» Dataset rows:
>> Start

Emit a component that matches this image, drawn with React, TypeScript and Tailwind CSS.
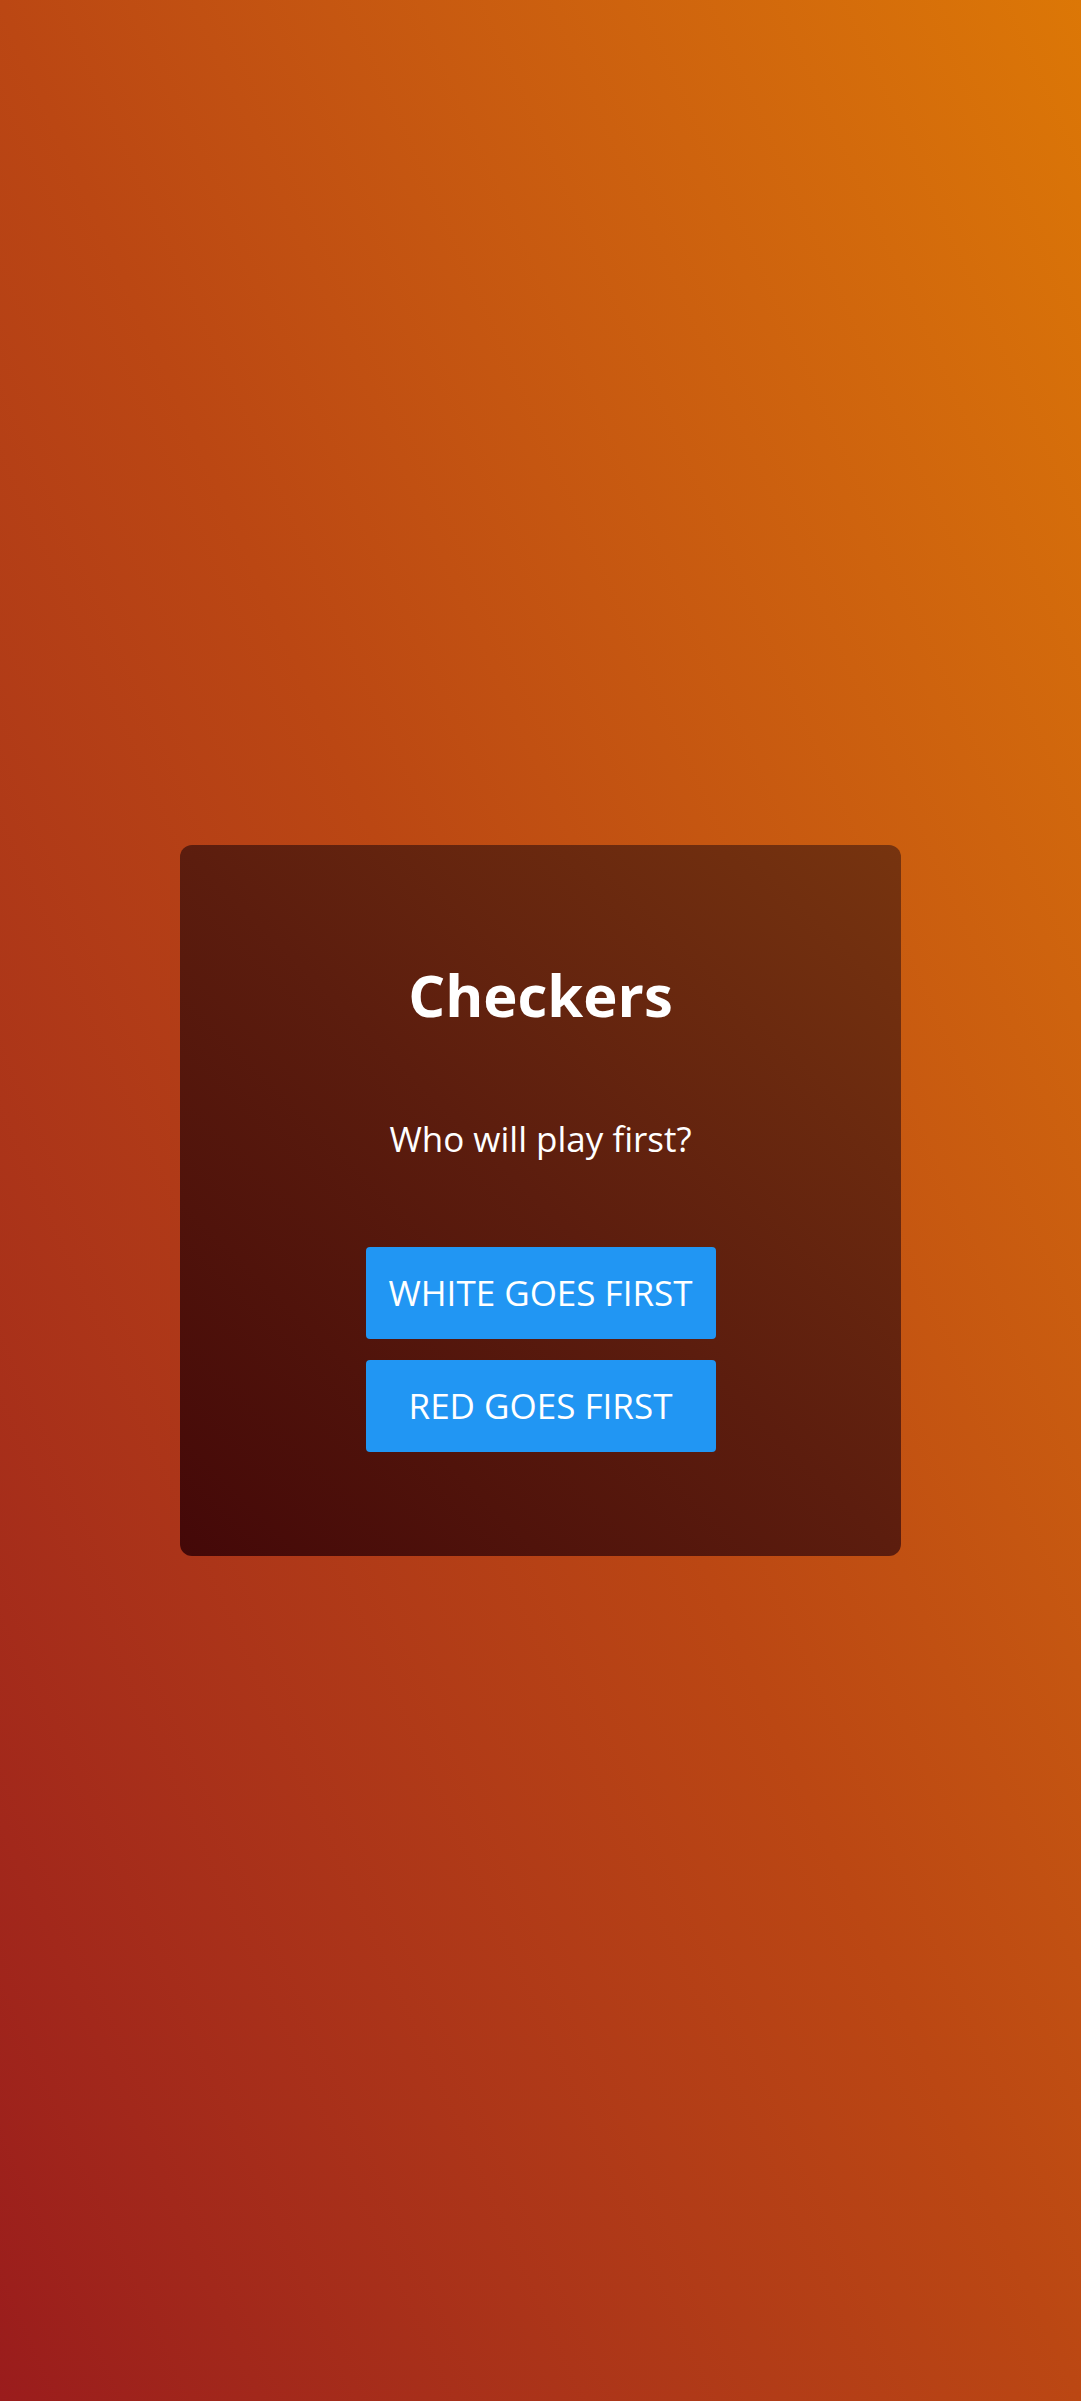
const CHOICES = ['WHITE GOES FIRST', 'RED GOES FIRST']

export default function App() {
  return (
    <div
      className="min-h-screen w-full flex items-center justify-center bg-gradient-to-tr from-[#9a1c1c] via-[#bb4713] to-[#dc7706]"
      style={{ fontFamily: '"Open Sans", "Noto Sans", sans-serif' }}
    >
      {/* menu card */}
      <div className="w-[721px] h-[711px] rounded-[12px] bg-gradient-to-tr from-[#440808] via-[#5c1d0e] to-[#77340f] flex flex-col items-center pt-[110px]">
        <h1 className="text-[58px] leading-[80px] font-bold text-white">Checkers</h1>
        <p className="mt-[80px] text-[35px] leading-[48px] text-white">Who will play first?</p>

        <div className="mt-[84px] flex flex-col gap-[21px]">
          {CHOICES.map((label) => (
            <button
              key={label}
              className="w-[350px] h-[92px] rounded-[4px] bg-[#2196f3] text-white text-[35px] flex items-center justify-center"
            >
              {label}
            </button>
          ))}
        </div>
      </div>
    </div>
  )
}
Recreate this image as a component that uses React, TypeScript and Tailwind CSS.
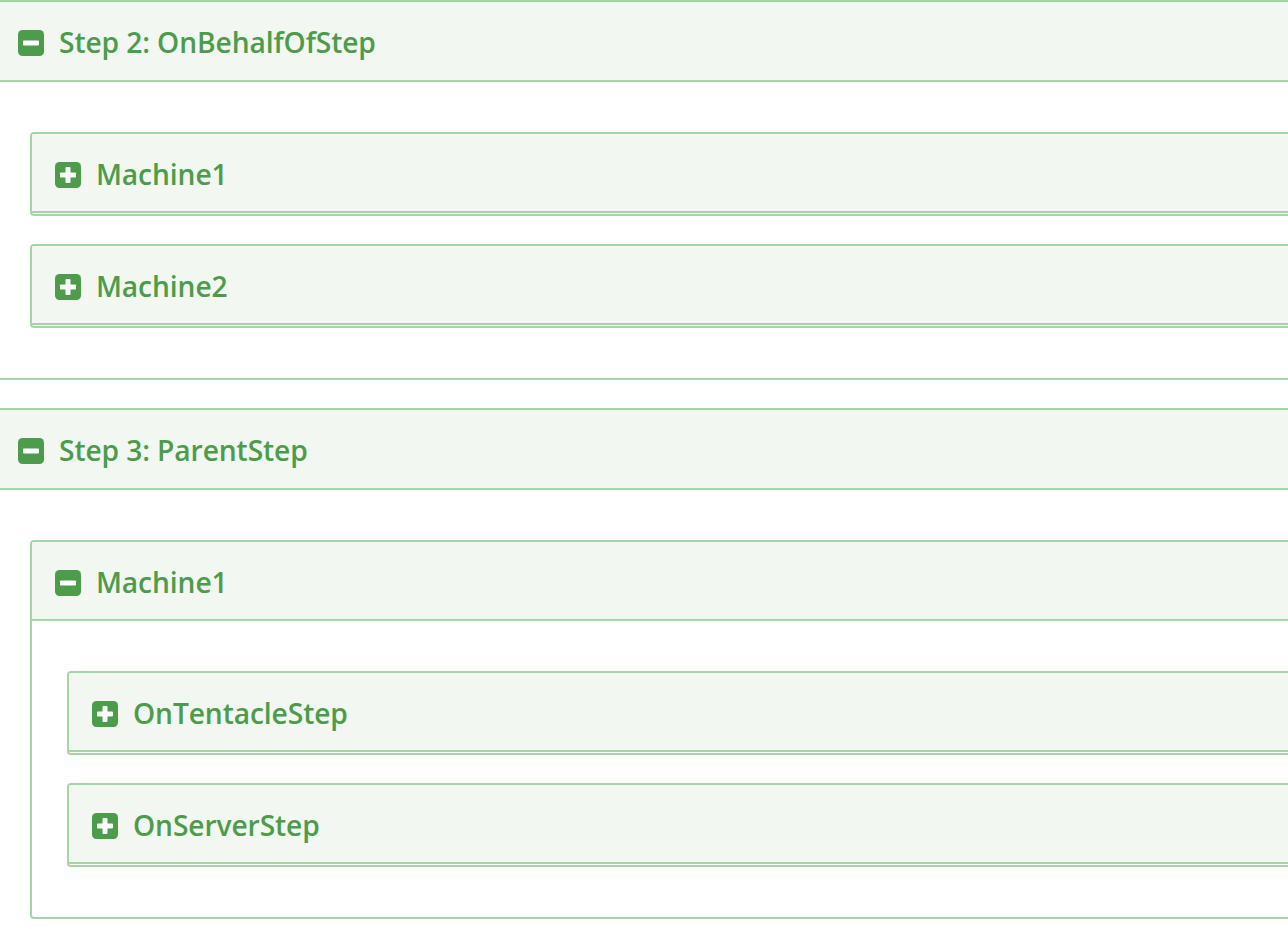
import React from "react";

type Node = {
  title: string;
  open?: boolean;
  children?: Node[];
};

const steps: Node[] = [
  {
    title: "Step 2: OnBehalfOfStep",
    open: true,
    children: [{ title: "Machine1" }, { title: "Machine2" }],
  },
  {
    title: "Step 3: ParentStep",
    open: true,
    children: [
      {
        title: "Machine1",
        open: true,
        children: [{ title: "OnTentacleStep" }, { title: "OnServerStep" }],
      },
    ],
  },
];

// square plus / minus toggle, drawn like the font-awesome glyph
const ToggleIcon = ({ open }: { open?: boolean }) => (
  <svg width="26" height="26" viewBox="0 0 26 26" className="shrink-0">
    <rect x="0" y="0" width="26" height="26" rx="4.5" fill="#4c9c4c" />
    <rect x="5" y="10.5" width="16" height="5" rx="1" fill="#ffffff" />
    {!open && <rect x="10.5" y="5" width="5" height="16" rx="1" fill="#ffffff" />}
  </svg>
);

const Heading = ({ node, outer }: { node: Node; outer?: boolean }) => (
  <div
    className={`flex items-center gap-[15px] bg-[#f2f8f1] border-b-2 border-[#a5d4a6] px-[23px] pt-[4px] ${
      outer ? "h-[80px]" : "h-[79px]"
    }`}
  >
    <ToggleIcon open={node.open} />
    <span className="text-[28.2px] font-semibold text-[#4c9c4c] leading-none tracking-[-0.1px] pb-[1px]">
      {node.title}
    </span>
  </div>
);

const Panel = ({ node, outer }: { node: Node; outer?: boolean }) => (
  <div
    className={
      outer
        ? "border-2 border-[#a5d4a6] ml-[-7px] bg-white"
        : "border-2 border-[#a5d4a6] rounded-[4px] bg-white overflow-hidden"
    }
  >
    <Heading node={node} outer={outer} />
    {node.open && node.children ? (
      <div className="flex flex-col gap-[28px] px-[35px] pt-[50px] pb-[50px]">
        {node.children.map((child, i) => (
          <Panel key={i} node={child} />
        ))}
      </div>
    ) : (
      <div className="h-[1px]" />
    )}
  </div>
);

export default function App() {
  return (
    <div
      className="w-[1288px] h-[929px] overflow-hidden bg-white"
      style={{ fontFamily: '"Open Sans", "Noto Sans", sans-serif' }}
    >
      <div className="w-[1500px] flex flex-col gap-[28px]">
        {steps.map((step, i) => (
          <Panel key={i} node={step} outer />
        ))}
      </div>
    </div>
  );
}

>> End

» What the task asks:
Of the lines above, how many contain the word "TypeScript"? Provide the number and nothing else.

» Answer:
2